Regard de journaliste
Le quatrième témoignage nous est donné par Régis Verley, journaliste. Pour lui ce sujet est “économique” ; la pêche artisanale se débat dans un monde en crise, et cela concerne toute la filière de transformation. On risque d’oublier ce que deviennent les hommes, les pêcheurs mais aussi tous les emplois induits. Quand on évoque la probable fermeture de Continental à Boulogne, il faut évoquer son approvisionnement affaibli en déchets issus de la transformation du poisson. C’est un handicap pour son équilibre financier, donc des licenciements, ce qui induit aussi des licenciements dans l’industrie métallurgique qui produit les boîtes d’aliments pour animaux etc. Vaste monde où nous sommes interdépendants, mais bien souvent sans le savoir.
Conclusion
L’intérêt de cette rencontre n’était pas seulement informatif et réservé à un public élitiste. Le débat qui concluait la rencontre invitait à penser à d’autres réalités tout autant concernées, par exemple le monde rural. On aurait pu aussi se demander en quoi le croyant est concerné par ces questions.

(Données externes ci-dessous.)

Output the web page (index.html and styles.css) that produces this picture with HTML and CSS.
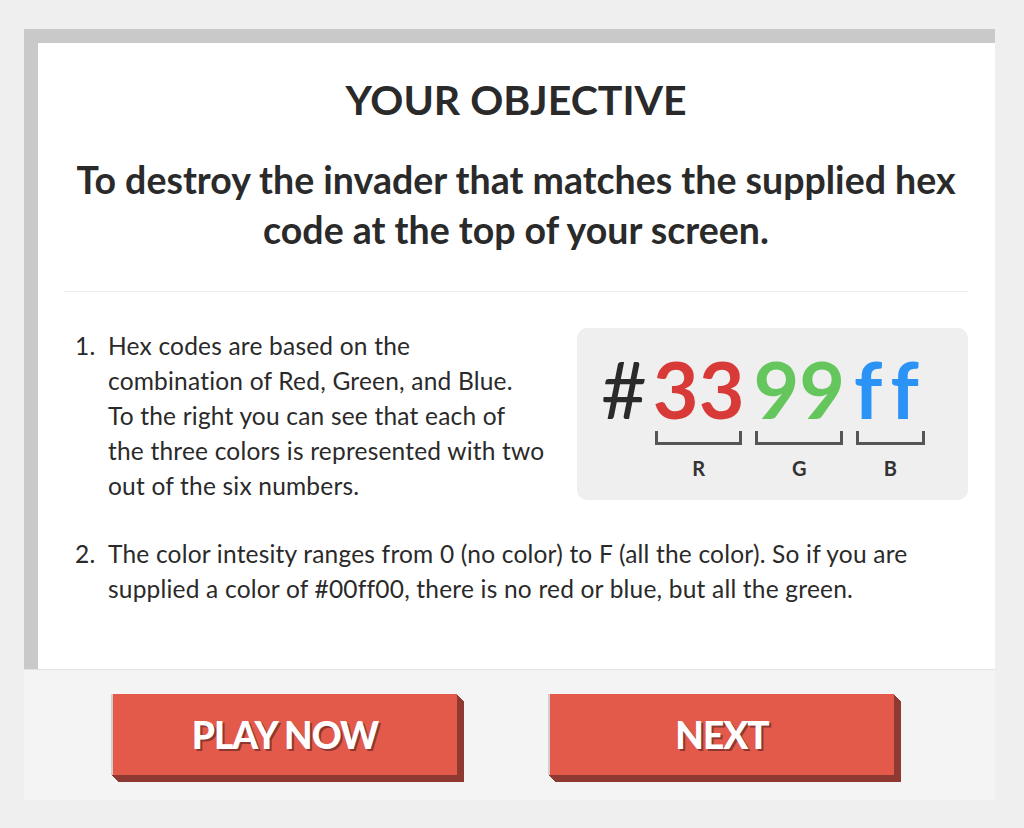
FILE: index.html
```html
<!DOCTYPE html>
<html lang="en">
<head>
<meta charset="utf-8">
<title>Your Objective</title>
<link rel="stylesheet" href="styles.css">
</head>
<body>
<div class="page">
  <section class="card">
    <div class="card-body">
      <h1 class="title">YOUR OBJECTIVE</h1>
      <p class="lead">To destroy the invader that matches the supplied hex<br>code at the top of your screen.</p>
      <hr class="divider">
      <div class="step step-first">
        <span class="num">1.</span>
        <p class="step-text step-text-narrow">Hex codes are based on the<br>combination of Red, Green, and Blue.<br>To the right you can see that each of<br>the three colors is represented with two<br>out of the six numbers.</p>
        <div class="hex-box">
          <span class="hash">#</span>
          <div class="group">
            <span class="pair red">33</span>
            <span class="bracket"></span>
            <span class="label">R</span>
          </div>
          <div class="group">
            <span class="pair green">99</span>
            <span class="bracket"></span>
            <span class="label">G</span>
          </div>
          <div class="group">
            <span class="pair blue">ff</span>
            <span class="bracket"></span>
            <span class="label">B</span>
          </div>
        </div>
      </div>
      <div class="step">
        <span class="num">2.</span>
        <p class="step-text">The color intesity ranges from 0 (no color) to F (all the color). So if you are<br>supplied a color of #00ff00, there is no red or blue, but all the green.</p>
      </div>
    </div>
    <div class="card-foot">
      <button class="btn" type="button">PLAY NOW</button>
      <button class="btn" type="button">NEXT</button>
    </div>
  </section>
</div>
</body>
</html>
```

FILE: styles.css
```css
* {
  box-sizing: border-box;
}

html,
body {
  margin: 0;
  background: #efefef;
}

body {
  font-family: Lato, "Open Sans", sans-serif;
  color: #2a2a2a;
}

.page {
  padding: 29px 29px 28px 24px;
}

.card {
  width: 971px;
  border-top: 14px solid #c9c9c9;
}

.card-body {
  height: 626px;
  background: #fff;
  border-left: 14px solid #c9c9c9;
  padding: 34px 27px 0 26px;
}

.title {
  margin: 0;
  text-align: center;
  font-size: 41px;
  line-height: 46px;
  font-weight: 700;
}

.lead {
  margin: 32px 0 0;
  text-align: center;
  font-size: 37.5px;
  line-height: 50px;
  font-weight: 700;
}

.divider {
  margin: 36px 0 0;
  border: 0;
  border-top: 1px solid #ebebeb;
  height: 0;
}

.step {
  display: flex;
  align-items: flex-start;
  padding-left: 11px;
  font-size: 24.5px;
  line-height: 35px;
  letter-spacing: 0.2px;
  white-space: nowrap;
}

.step-first {
  margin-top: 36px;
}

.step + .step {
  margin-top: 33px;
}

.num {
  flex: none;
  width: 33px;
}

.step-text {
  margin: 0;
}

.step-text-narrow {
  width: 440px;
}

.hex-box {
  margin-left: auto;
  width: 391px;
  height: 172px;
  background: #efefef;
  border-radius: 10px;
  display: flex;
  align-items: flex-start;
  padding: 21px 0 0 24px;
  letter-spacing: 0;
}

.hash,
.pair {
  font-size: 79px;
  line-height: 79px;
  font-variant-ligatures: none;
}

.hash {
  color: #2a2a2a;
  font-weight: 400;
  margin-right: 6px;
}

.pair {
  display: block;
  text-align: left;
  font-weight: 700;
}

.group {
  display: flex;
  flex-direction: column;
  align-items: stretch;
  margin-right: 9px;
}

.red {
  color: #d83a37;
}

.green {
  color: #64c65c;
}

.blue {
  color: #2c93f6;
  letter-spacing: 8px;
}

.bracket {
  display: block;
  height: 14px;
  margin: 3px 2px 0;
  border: 3px solid #555;
  border-top: 0;
}

.label {
  display: block;
  margin-top: 13px;
  text-align: center;
  font-size: 20px;
  line-height: 20px;
  font-weight: 700;
  color: #333;
}

.card-foot {
  height: 131px;
  background: #f4f4f4;
  border-top: 1px solid #e2e2e2;
  display: flex;
  align-items: flex-start;
  gap: 91px;
  padding: 24px 0 0 87px;
}

.btn {
  width: 346px;
  height: 81px;
  border: 0;
  border-left: 2px solid #d6cccb;
  background: #e3594a;
  color: #fff;
  font-family: Lato, sans-serif;
  font-size: 37px;
  font-weight: 900;
  letter-spacing: -1px;
  text-shadow: 2px 2px 0 #8e3630;
  box-shadow:
    1px 1px 0 #8e3a33,
    2px 2px 0 #8e3a33,
    3px 3px 0 #8e3a33,
    4px 4px 0 #8e3a33,
    5px 5px 0 #8e3a33,
    6px 6px 0 #8e3a33,
    7px 7px 0 #8e3a33;
  padding: 0;
  cursor: pointer;
}
```
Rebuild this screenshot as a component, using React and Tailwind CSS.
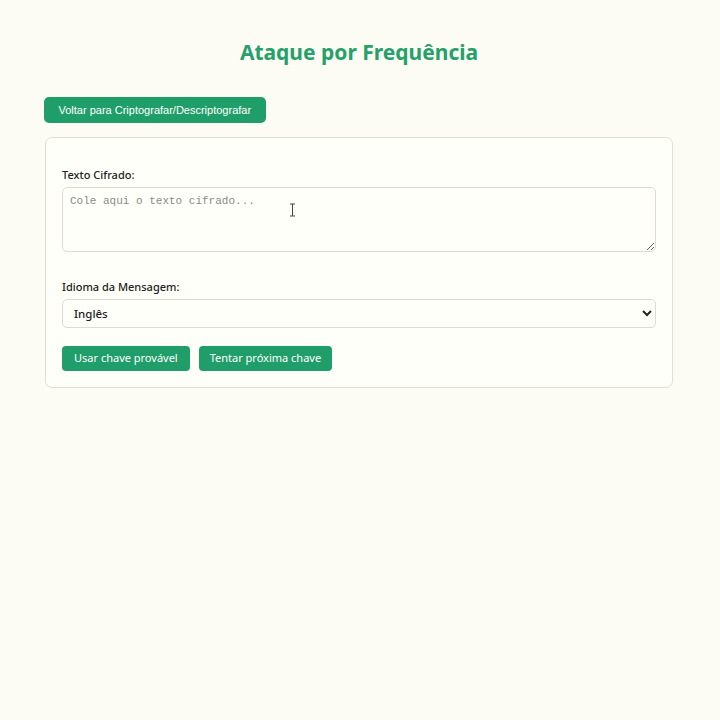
import { useState } from "react";

export default function App() {
    const [texto, setTexto] = useState("");
    const [idioma, setIdioma] = useState("en");

    return (
        <div className="min-h-[720px] w-full bg-[#fcfcf5] font-['Noto_Sans','Open_Sans',sans-serif] text-[#222]">
            <div className="ml-[45px] w-[628px] pt-[36px]">
                <h1 className="text-center text-[21px] font-bold leading-[32px] text-[#26a06a]">
                    Ataque por Frequência
                </h1>

                <button
                    type="button"
                    className="mt-[29px] ml-[-1px] h-[26px] rounded-[5px] bg-[#1f9e6a] px-[14.5px] font-['Liberation_Sans',Arial,sans-serif] text-[11px] text-white"
                >
                    Voltar para Criptografar/Descriptografar
                </button>

                <div className="mt-[14px] rounded-[7px] border border-[#dedfd6] bg-[#fffffa] px-[16px] pt-[30px] pb-[16px]">
                    <label className="block text-[11px] font-medium leading-[14px] text-[#222]">Texto Cifrado:</label>
                    <div className="relative mt-[5px]">
                        <textarea
                            value={texto}
                            onChange={(e) => setTexto(e.target.value)}
                            placeholder="Cole aqui o texto cifrado..."
                            className="block h-[65px] w-full resize-y rounded-[5px] border border-[#dcdcd4] bg-[#fffffa] px-[7px] py-[6px] font-['Liberation_Mono',monospace] text-[11px] leading-[14px] placeholder:text-[#8a8a8a] outline-none"
                        />
                        <svg className="pointer-events-none absolute left-[227px] top-[16px]" width="7" height="14" viewBox="0 0 7 14">
                            <path d="M1 1h5M3.5 1v12M1 13h5" stroke="#444" strokeWidth="1" fill="none" />
                        </svg>
                    </div>

                    <label className="mt-[28px] block text-[11px] font-medium leading-[14px] text-[#222]">Idioma da Mensagem:</label>
                    <select
                        value={idioma}
                        onChange={(e) => setIdioma(e.target.value)}
                        className="mt-[5px] block h-[29px] w-full rounded-[5px] border border-[#dcdcd4] bg-[#fffffa] px-[7px] text-[11.5px] font-medium text-[#222] outline-none"
                    >
                        <option value="en">Inglês</option>
                        <option value="pt">Português</option>
                    </select>

                    <div className="mt-[18px] flex gap-[9px]">
                        <button type="button" className="h-[25px] rounded-[4px] bg-[#1f9e6a] px-[12px] text-[11px] text-white">
                            Usar chave provável
                        </button>
                        <button type="button" className="h-[25px] rounded-[4px] bg-[#1f9e6a] px-[11px] text-[11px] text-white">
                            Tentar próxima chave
                        </button>
                    </div>
                </div>
            </div>
        </div>
    );
}
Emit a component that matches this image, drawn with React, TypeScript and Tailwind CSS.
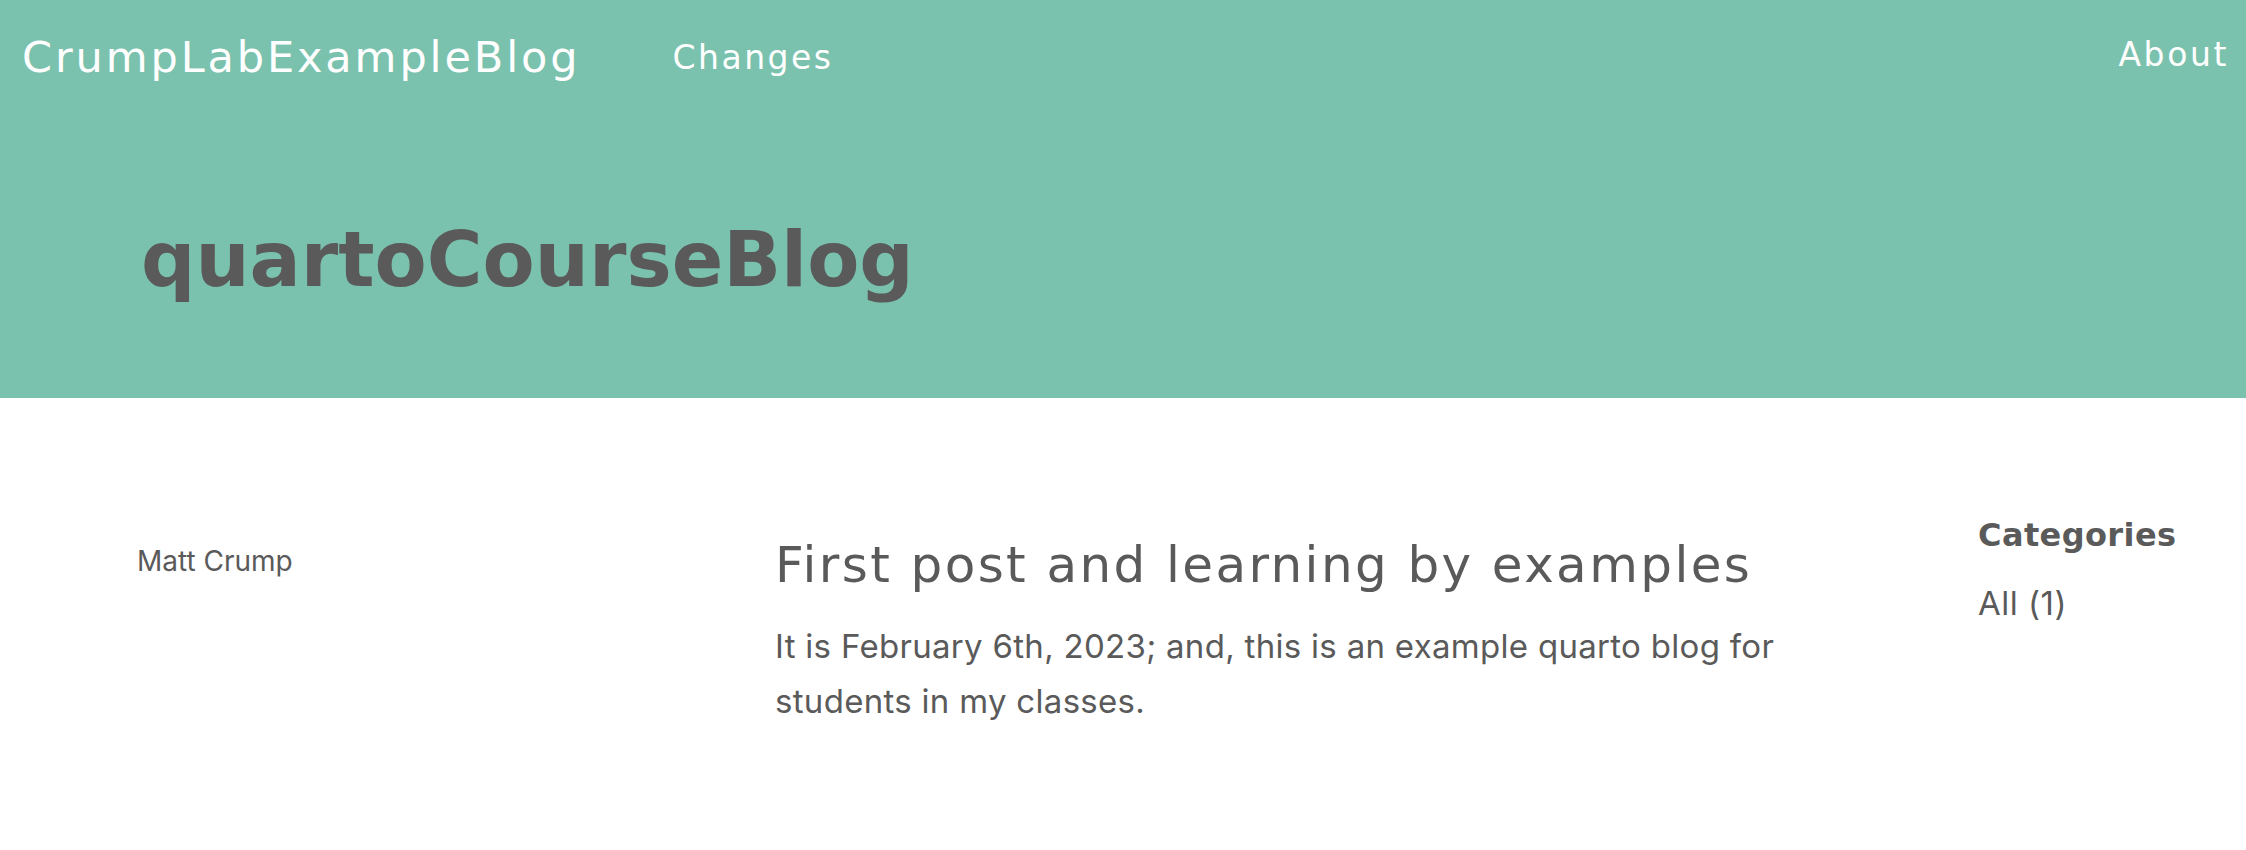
export default function App() {
  const heading = "font-['DejaVu_Sans',sans-serif]";
  const body = "font-['Inter',sans-serif]";

  return (
    <div className={`min-h-[850px] bg-white text-[#5a5a5a] ${body}`}>
      <header className="h-[398px] bg-[#7bc2ae]">
        <nav className="flex h-[114px] items-center pl-[22px] pr-[17px] text-white">
          <a className={`${heading} text-[43px] tracking-[2.9px]`}>CrumpLabExampleBlog</a>
          <a className={`${heading} ml-[92px] mt-[2px] text-[33px] tracking-[2.5px]`}>Changes</a>
          <a className={`${heading} ml-auto -mt-[4px] text-[33px] tracking-[2.6px]`}>About</a>
        </nav>
        <div className="pl-[141px] pt-[108px]">
          <h1 className={`${heading} text-[76px] font-bold leading-none`}>quartoCourseBlog</h1>
        </div>
      </header>

      <main className="flex pl-[137px] pt-[130px]">
        <div className="w-[638px] pt-[12px] text-[28px]">Matt Crump</div>
        <div className="w-[1040px] pt-[6px]">
          <h3 className={`${heading} text-[50px] leading-tight tracking-[2.4px]`}>
            First post and learning by examples
          </h3>
          <p className="mt-[22px] text-[33px] leading-[55px] tracking-[0.3px]">
            It is February 6th, 2023; and, this is an example quarto blog for students in my classes.
          </p>
        </div>
        <aside className="ml-auto w-[268px] -mt-[17px]">
          <h5 className={`${heading} text-[32px] font-bold tracking-[0.4px]`}>Categories</h5>
          <div className="mt-[20px] text-[33px] tracking-[0.5px]">All (1)</div>
        </aside>
      </main>
    </div>
  );
}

Ce n’était pas prévu au programme, mais quand il était question d’intérêts divergents on aurait pu se rappeler quelques paroles du pape François, qui parle “d’intérêts du marché divinisé” devant lesquels tout ce qui est fragile se trouve sans défense. (Dans Evangelii Gaudium, par ex. n° 56, 199, le pape évoque les conflits d’intérêts divergents).